Being meat. We are not just our brains - we are our brains in our flesh bodies, and also our unique cocktails of hormones and the like. Being human is a process within a context, not an object.
The Halting Problem is a red herring and I say meh. For example, humans are subject to the Halting Problem too: thinking of humans as capable of carrying out deterministic procedures clearly specified by instructions in your language of choice (let’s say, some kind of English), the same proof goes through: no English instructions describe a procedure by which a human can determine, of any given input English instructions, whether they describe a human-procedure which eventually terminates.
Like I said, meh. It’s just a little parlor trick (well, not just, but as far as its relevance here goes).

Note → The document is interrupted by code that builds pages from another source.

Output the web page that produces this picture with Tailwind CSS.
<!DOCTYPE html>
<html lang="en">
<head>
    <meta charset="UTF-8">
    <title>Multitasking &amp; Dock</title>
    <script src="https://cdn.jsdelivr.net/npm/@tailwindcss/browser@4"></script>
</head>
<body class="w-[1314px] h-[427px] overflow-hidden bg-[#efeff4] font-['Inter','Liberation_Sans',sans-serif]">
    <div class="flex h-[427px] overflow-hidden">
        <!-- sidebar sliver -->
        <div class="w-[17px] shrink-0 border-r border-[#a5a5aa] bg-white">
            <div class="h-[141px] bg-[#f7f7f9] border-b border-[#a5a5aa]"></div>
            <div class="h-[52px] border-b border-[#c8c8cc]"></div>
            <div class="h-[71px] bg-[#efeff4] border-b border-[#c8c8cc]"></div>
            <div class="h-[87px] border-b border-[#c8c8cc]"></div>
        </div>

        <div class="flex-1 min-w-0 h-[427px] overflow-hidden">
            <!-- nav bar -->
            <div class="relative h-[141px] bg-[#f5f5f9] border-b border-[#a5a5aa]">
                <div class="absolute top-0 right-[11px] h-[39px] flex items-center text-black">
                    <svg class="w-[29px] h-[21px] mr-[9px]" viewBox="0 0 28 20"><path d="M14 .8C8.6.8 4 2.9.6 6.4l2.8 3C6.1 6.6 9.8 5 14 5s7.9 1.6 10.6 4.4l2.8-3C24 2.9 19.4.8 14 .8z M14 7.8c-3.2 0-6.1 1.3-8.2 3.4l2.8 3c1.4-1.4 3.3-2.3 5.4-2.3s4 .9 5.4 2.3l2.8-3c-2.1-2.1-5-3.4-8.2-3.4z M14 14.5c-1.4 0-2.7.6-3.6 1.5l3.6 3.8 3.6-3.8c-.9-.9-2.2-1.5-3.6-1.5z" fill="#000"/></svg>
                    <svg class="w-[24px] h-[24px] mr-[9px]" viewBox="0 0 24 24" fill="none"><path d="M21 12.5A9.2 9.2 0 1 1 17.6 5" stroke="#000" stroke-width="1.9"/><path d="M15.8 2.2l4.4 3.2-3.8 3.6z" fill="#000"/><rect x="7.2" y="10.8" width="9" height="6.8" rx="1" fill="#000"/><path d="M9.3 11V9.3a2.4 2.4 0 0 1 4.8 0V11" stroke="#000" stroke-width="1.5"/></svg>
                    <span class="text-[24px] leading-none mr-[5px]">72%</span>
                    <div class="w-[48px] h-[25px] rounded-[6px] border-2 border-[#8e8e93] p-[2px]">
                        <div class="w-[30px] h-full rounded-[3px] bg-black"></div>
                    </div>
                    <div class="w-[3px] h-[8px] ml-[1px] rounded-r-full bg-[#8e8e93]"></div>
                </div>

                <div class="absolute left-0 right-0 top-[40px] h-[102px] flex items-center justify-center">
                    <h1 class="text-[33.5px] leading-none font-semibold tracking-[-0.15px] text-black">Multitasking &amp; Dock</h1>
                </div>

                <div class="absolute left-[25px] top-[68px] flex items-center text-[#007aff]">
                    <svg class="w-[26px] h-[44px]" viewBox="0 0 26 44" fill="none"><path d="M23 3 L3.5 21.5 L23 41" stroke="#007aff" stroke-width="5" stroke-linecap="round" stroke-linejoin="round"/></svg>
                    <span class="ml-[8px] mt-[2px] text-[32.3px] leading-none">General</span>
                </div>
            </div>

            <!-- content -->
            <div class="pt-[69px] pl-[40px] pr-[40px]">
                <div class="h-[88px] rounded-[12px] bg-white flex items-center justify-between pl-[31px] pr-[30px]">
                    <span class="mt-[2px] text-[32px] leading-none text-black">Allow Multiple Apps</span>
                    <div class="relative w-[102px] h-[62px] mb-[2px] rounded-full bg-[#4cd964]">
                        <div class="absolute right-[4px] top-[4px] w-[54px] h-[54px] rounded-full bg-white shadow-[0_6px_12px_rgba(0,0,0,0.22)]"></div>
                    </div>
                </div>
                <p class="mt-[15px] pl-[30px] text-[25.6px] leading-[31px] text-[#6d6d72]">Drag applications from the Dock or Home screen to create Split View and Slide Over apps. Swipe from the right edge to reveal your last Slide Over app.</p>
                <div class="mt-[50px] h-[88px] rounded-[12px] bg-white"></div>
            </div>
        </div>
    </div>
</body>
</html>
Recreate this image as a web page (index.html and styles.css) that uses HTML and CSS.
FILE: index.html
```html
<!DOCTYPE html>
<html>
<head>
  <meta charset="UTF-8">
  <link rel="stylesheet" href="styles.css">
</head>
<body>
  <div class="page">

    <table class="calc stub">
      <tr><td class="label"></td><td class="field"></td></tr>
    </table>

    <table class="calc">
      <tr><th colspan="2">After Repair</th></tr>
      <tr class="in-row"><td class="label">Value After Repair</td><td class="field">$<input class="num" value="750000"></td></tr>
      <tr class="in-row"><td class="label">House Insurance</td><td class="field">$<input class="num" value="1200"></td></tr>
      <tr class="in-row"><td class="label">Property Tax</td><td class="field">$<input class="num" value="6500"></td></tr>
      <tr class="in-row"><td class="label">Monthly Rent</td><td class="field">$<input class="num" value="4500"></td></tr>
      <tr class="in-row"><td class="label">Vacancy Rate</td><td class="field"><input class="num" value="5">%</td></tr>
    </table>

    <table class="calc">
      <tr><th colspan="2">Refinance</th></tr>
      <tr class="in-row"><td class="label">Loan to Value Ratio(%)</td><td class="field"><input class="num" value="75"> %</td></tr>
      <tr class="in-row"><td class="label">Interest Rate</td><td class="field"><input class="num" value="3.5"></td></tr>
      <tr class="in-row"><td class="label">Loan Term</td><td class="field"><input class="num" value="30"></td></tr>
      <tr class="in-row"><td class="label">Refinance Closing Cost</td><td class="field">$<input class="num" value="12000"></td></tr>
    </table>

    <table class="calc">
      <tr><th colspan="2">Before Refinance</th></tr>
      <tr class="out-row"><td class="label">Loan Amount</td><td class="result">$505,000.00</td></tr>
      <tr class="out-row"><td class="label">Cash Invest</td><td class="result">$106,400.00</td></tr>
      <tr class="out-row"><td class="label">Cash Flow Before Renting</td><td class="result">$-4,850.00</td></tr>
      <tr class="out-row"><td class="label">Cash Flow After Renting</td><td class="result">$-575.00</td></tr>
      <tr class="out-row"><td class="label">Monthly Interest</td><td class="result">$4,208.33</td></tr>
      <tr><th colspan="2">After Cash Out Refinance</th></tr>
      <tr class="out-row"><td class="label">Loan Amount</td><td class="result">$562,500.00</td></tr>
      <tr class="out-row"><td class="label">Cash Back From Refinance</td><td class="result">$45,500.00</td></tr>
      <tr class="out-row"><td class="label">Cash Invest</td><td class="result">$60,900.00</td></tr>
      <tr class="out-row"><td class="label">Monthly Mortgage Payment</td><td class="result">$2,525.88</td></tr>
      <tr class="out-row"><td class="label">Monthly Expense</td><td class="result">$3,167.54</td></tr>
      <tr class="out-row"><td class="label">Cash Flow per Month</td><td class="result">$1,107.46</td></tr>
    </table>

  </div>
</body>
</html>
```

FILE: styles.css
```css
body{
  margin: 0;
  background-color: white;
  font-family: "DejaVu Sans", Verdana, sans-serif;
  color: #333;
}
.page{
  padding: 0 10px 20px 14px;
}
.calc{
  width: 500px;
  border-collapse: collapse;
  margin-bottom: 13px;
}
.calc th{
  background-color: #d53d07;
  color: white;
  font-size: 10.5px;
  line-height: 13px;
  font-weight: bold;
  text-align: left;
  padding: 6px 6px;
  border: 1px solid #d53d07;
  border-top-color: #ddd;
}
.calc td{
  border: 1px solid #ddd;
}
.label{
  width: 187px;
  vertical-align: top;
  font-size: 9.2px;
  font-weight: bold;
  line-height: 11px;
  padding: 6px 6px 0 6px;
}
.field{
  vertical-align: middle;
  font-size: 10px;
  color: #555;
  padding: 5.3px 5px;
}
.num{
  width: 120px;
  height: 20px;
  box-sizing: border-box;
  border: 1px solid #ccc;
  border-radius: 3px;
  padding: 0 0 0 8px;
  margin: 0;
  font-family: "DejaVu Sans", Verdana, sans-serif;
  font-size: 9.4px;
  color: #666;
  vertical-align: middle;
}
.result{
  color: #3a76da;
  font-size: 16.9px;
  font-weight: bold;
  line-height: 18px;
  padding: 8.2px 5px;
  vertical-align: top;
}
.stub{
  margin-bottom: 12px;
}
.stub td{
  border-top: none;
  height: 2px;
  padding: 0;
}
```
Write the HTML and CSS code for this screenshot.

Seems like a purely semantic argument to me. There’s a bunch of difference senses of the word “humanity”. Maybe a silicon life form could duplicate the behavioral aspects, but you’d have to ignore the definitions that include our biological specificness. The silicon lifeform is what is it. If you want to put a label on it, it’s probably more useful to use a more specific term like “sapient” or “sentient” that’s more precise. I don’t think a Turing robot would count though - those are just programmed to have similar responses to humans, but they don’t have the same self-recognition or experience as humans or human level artificial intelligences.